A millions-old fossil of world’s smallest hedgehog in scientific history was discovered at Driftwood Canyon Provincial Park in the northern British Columbia, according to a researcher from Brandon University.

The researcher, Dr. David Greenwood of the Department of Biology, discovered the hedgehog, along with another prehistoric mammal called tapir, while spearheading a fossil excavation in 2010 and 2011. The mammals were said to be roaming the North America some 52 million years ago.

Dr. Greenwood asked the assistance of Drs. Natalia Rybczynski from the Canadian Museum of Nature and Jaelyn Eberle from the University of Colorado, who are experts in fossil mammals, to distinguish the ancient jawbones.

"What we have discovered are an ancient tapir relative, about the size of a large dog, and a hedgehog relative, smaller than a mouse," says Dr. Greenwood, who is also an ancient climate and plant specialist. "This is remarkable because very few fossil mammals of this geological age have been described before in Canada."

The hedgehog’s bones were very delicate, worrying researchers that getting it off the rock would break its fossil apart. They decided to leave it embedded on the rock and went to have a micro-CT scan instead.

"I compared the scan of his molars to hundreds of little, tiny teeth," says Eberle to the Los Angeles Times. "But before too long I realized there isn't anything that looks exactly like this guy's teeth."

Researchers named the hedgehog Silvacola acares, meaning "tiny forest dweller." The fossil showed that the animal was merely two inches in length and was grown completely at the time of its death.

Research says the hedgehog was around some 13 million years ago, before being wiped out by asteroid, along with dinosaurs. It fed on plants, insects and perhaps seeds, too.

Meanwhile, the tapir in B.C. apparently was a bit larger than those tapirs living in North America during the same period, so this could be a different species. The fossil, however, is too small and preserved poorly to guarantee their assertions.

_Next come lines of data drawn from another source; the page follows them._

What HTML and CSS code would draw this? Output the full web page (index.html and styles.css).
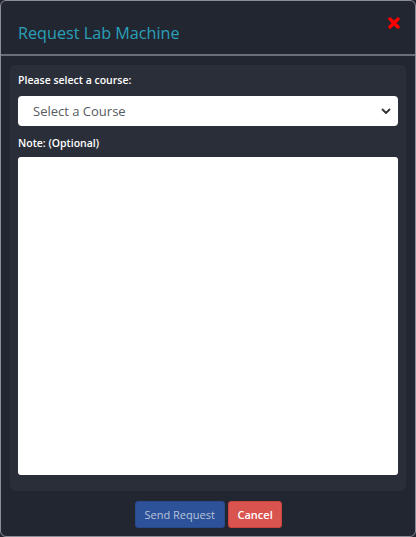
FILE: index.html
```html
<!DOCTYPE html>
<html>
<head>
<meta charset="utf-8">
<link rel="stylesheet" href="styles.css">
</head>
<body>
<div class="modal">
  <div class="modal-header">
    <h2 class="modal-title">Request Lab Machine</h2>
    <span class="close" aria-label="Close">
      <svg width="12" height="12" viewBox="0 0 12 12"><path d="M2 2 L10 10 M10 2 L2 10" stroke="#ff0000" stroke-width="3.4" stroke-linecap="round"/></svg>
    </span>
  </div>
  <div class="modal-body">
    <div class="panel">
      <label class="field-label">Please select a course:</label>
      <div class="select">
        <span class="select-text">Select a Course</span>
        <svg class="chev" width="10" height="7" viewBox="0 0 10 7"><path d="M1.5 1.5 L5 5 L8.5 1.5" fill="none" stroke="#333" stroke-width="1.8" stroke-linecap="round" stroke-linejoin="round"/></svg>
      </div>
      <label class="field-label note">Note: (Optional)</label>
      <div class="textarea"></div>
    </div>
  </div>
  <div class="modal-footer">
    <button class="btn btn-primary">Send Request</button>
    <button class="btn btn-danger">Cancel</button>
  </div>
</div>
</body>
</html>
```
FILE: styles.css
```css
html, body {
  margin: 0;
  padding: 0;
  background: #23262f;
}
body {
  font-family: "Open Sans", "Noto Sans", sans-serif;
}
.modal {
  box-sizing: border-box;
  width: 416px;
  height: 537px;
  border: 1px solid #8b8e94;
  border-radius: 6px;
  background: #222631;
  display: flex;
  flex-direction: column;
}
.modal-header {
  position: relative;
  border-bottom: 2px solid #6a6e76;
  display: flex;
  align-items: flex-end;
  padding: 0 17px 10px;
  box-sizing: border-box;
  height: 55px;
}
.modal-title {
  margin: 0;
  font-weight: 400;
  font-size: 16.2px;
  line-height: 22px;
  color: #2aa0b9;
}
.close {
  position: absolute;
  right: 15px;
  top: 16px;
  width: 12px;
  height: 12px;
  display: block;
}
.close svg { display: block; }
.modal-body {
  padding: 9px 9px 0;
}
.panel {
  background: #2a2e39;
  border-radius: 5px;
  padding: 8px 8px 16px;
  display: flex;
  flex-direction: column;
}
.field-label {
  color: #ffffff;
  font-size: 10.5px;
  font-weight: 600;
  line-height: 14px;
  display: block;
}
.select {
  margin-top: 9px;
  height: 30px;
  background: #ffffff;
  border-radius: 4px;
  display: flex;
  align-items: center;
  justify-content: space-between;
  padding: 0 7px 0 15px;
}
.select-text {
  font-size: 13px;
  color: #555a61;
}
.chev { display: block; }
.note {
  margin-top: 10px;
}
.textarea {
  margin-top: 7px;
  height: 318px;
  background: #ffffff;
  border-radius: 3px;
}
.modal-footer {
  display: flex;
  justify-content: center;
  gap: 3px;
  padding-top: 10px;
}
.btn {
  font-family: "Open Sans", "Noto Sans", sans-serif;
  font-size: 11px;
  height: 27px;
  border: 1px solid transparent;
  border-radius: 3px;
  padding: 0 9px;
  white-space: nowrap;
  cursor: pointer;
}
.btn-primary {
  background: #2d5299;
  border-color: #28498a;
  color: #b8c4dc;
  width: 90px;
}
.btn-danger {
  background: #d9534f;
  border-color: #c9443f;
  color: #ffffff;
  font-weight: 600;
  width: 54px;
}
```
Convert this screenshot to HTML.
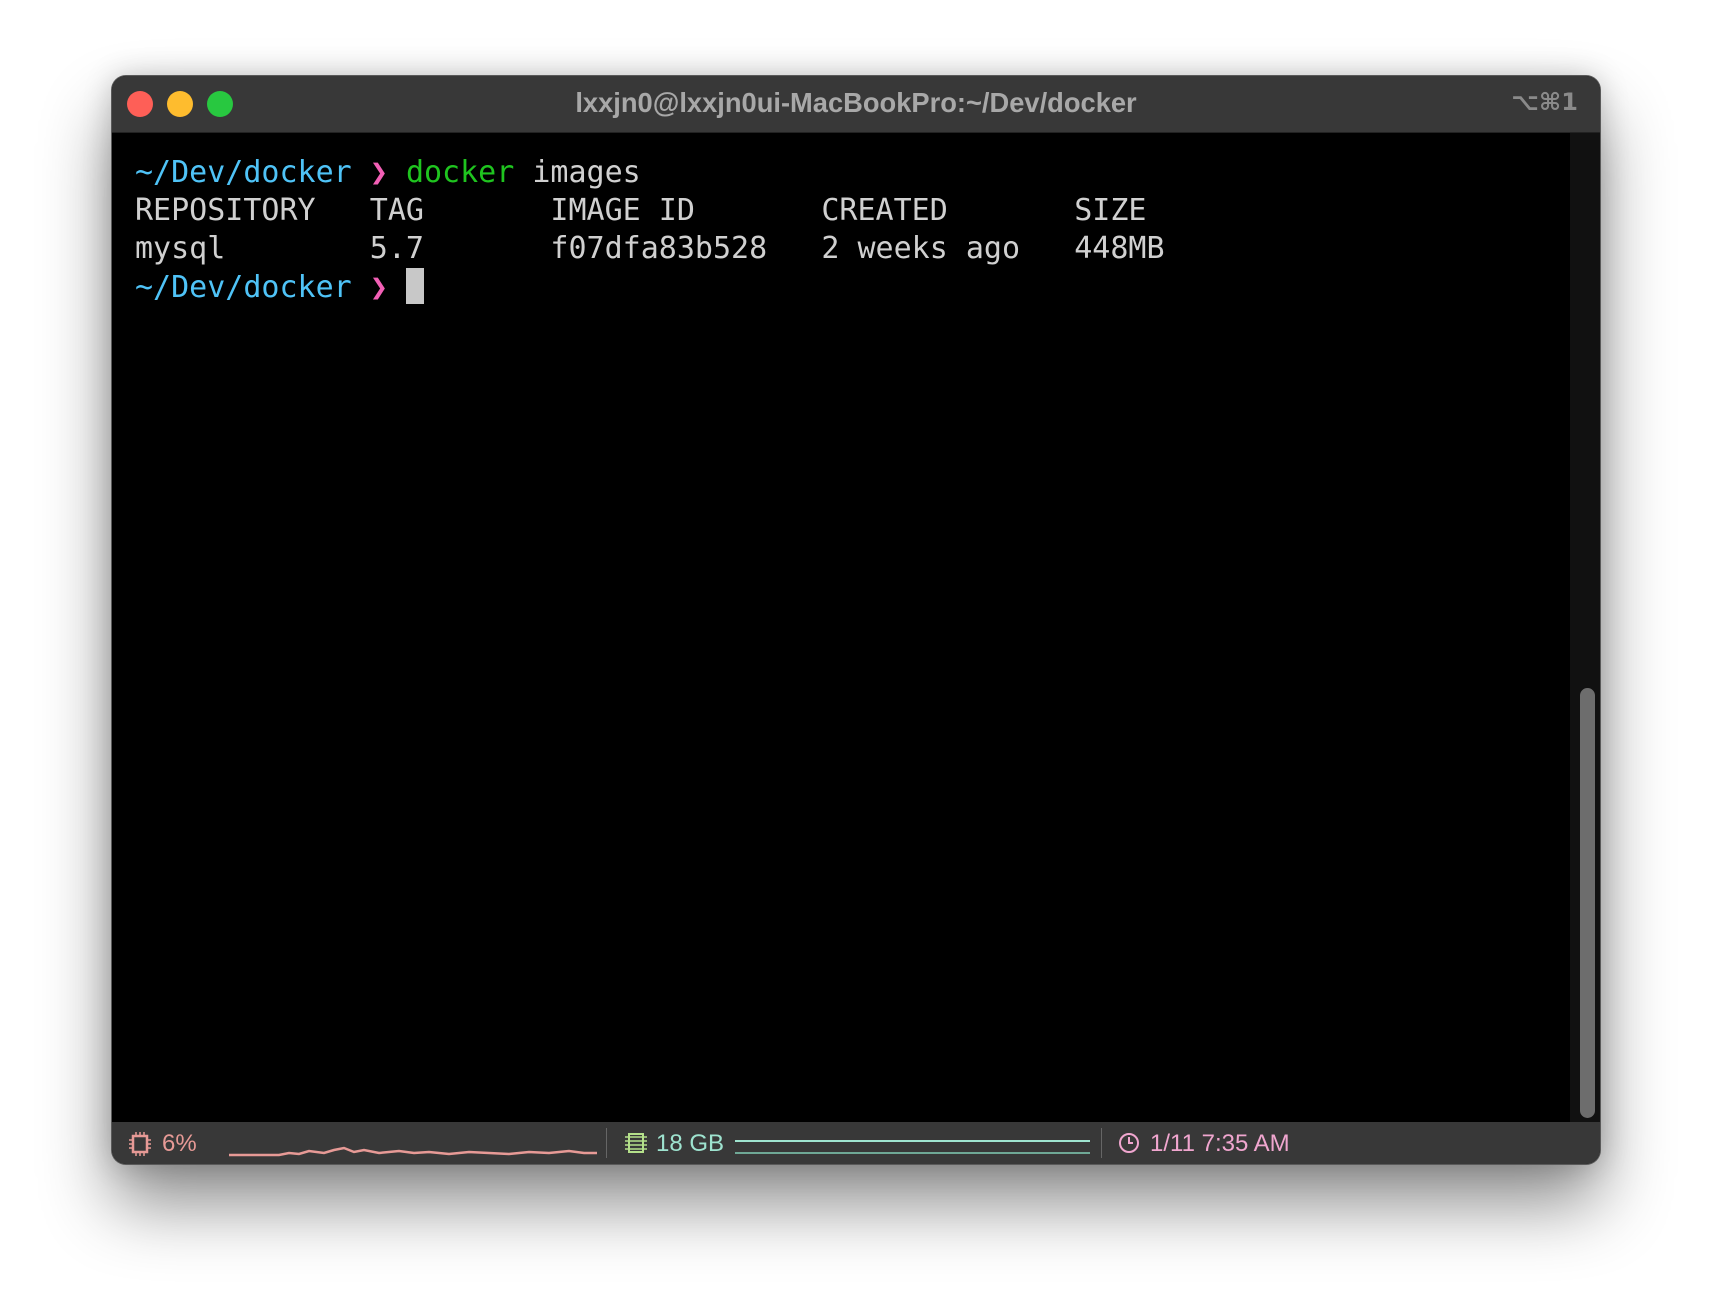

According to them, such fossil discovery is significant because the time these ancient mammals lived, the early Eocene epoch, indicated the height of global warming in the prehistoric times, in which there was a considerable reorganization of the animal and plant life in the world. At that time, the climate of B.C. was same with Portland, Oregon of today.

"We can gain insight into how the Earth was coping with a problem then that’s re-emerging now," Dr. Greenwood notes.

The team’s research and findings were recently published in the Journal of Vertebrate Paleontology.